-- What you need to do --
Using the records that follow, copy every line containing the word "React".

-- Source records --
——————
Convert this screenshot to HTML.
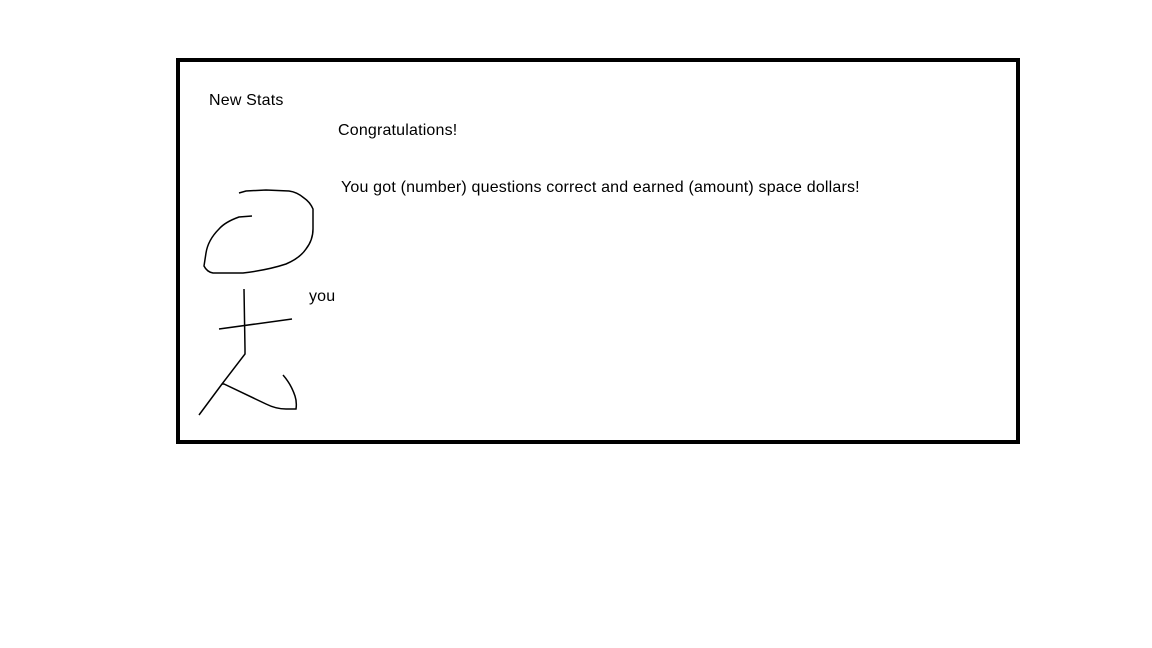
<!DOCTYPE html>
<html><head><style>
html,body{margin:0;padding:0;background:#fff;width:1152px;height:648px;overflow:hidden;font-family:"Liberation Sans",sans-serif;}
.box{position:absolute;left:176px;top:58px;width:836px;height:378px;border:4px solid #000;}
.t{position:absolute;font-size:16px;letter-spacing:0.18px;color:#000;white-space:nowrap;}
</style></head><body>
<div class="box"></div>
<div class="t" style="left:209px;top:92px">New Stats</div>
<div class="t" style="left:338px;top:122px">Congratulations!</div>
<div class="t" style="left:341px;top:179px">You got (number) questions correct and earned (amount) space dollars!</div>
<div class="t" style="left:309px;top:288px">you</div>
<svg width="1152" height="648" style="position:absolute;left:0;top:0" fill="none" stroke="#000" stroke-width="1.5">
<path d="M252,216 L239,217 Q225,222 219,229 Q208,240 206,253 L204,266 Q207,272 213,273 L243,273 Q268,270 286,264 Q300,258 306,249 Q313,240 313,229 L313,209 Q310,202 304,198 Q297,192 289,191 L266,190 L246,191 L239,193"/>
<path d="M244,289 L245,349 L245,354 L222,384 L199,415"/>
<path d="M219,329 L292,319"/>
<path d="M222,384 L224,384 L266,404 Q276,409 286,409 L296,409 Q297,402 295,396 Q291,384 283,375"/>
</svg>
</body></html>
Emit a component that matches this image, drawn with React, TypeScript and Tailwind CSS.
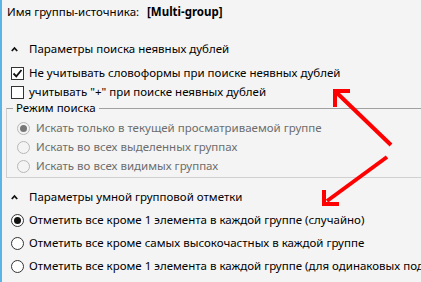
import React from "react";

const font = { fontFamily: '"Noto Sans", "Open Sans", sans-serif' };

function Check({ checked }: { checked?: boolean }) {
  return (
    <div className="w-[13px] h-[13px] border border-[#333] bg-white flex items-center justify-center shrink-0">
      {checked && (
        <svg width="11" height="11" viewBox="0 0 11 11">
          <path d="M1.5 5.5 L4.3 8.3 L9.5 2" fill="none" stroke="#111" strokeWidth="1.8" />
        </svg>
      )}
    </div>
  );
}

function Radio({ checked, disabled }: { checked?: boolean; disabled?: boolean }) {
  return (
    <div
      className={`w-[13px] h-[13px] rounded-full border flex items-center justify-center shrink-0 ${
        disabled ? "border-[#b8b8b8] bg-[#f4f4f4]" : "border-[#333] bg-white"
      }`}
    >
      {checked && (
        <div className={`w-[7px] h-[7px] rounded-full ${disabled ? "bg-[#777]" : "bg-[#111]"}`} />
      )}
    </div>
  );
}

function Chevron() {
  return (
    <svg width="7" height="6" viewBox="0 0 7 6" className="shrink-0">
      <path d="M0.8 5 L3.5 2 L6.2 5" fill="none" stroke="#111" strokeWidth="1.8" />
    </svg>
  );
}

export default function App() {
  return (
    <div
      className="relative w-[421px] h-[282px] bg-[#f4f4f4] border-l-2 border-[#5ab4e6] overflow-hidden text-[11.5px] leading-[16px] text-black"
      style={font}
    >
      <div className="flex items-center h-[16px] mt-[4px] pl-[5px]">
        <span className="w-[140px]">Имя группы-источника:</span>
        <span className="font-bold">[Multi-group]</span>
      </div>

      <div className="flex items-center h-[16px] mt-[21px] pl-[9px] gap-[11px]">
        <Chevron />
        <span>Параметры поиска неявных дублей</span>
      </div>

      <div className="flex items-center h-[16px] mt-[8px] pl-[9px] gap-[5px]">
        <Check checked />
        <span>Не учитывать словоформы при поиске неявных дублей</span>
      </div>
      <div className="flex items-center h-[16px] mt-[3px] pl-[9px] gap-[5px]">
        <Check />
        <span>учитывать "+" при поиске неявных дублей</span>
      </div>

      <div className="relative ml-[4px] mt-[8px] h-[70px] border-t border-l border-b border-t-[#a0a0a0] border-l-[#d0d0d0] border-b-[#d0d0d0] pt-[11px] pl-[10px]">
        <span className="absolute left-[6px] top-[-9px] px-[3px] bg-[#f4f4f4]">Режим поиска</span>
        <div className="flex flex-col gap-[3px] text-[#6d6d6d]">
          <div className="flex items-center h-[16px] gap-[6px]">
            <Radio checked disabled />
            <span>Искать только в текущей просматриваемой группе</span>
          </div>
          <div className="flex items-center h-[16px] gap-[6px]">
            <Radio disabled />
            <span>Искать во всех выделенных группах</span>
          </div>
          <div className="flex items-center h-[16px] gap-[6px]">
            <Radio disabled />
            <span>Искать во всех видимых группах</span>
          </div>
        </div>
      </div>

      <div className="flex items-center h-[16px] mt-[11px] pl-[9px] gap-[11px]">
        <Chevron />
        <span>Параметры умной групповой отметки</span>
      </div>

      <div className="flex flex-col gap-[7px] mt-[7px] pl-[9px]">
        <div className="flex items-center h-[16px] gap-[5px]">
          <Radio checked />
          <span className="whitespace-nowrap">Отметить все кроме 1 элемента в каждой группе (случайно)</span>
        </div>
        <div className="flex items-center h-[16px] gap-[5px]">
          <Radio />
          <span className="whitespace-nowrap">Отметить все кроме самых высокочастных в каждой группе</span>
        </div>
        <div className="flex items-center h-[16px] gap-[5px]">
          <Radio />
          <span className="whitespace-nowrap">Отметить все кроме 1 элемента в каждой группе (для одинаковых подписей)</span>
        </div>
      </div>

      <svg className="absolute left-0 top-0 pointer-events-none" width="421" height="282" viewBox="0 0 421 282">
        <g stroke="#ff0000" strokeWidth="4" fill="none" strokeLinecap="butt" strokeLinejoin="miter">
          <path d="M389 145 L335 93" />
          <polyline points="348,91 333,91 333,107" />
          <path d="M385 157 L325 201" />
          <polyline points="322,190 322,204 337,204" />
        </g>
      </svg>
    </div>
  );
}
——————
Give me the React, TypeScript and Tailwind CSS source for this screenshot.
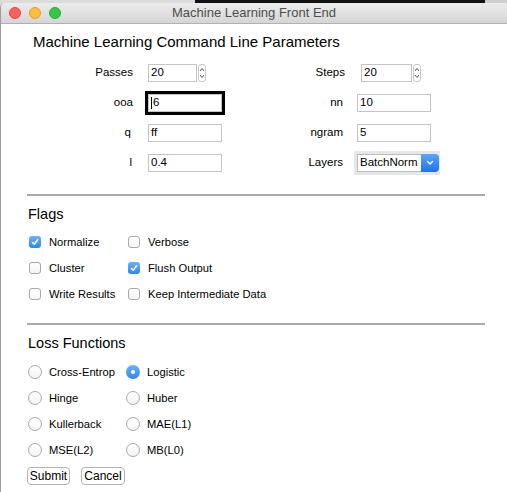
——————
-- Answer to this problem --
Emit a component that matches this image, drawn with React, TypeScript and Tailwind CSS.
import React from "react";
Give me the React, TypeScript and Tailwind CSS source for this screenshot.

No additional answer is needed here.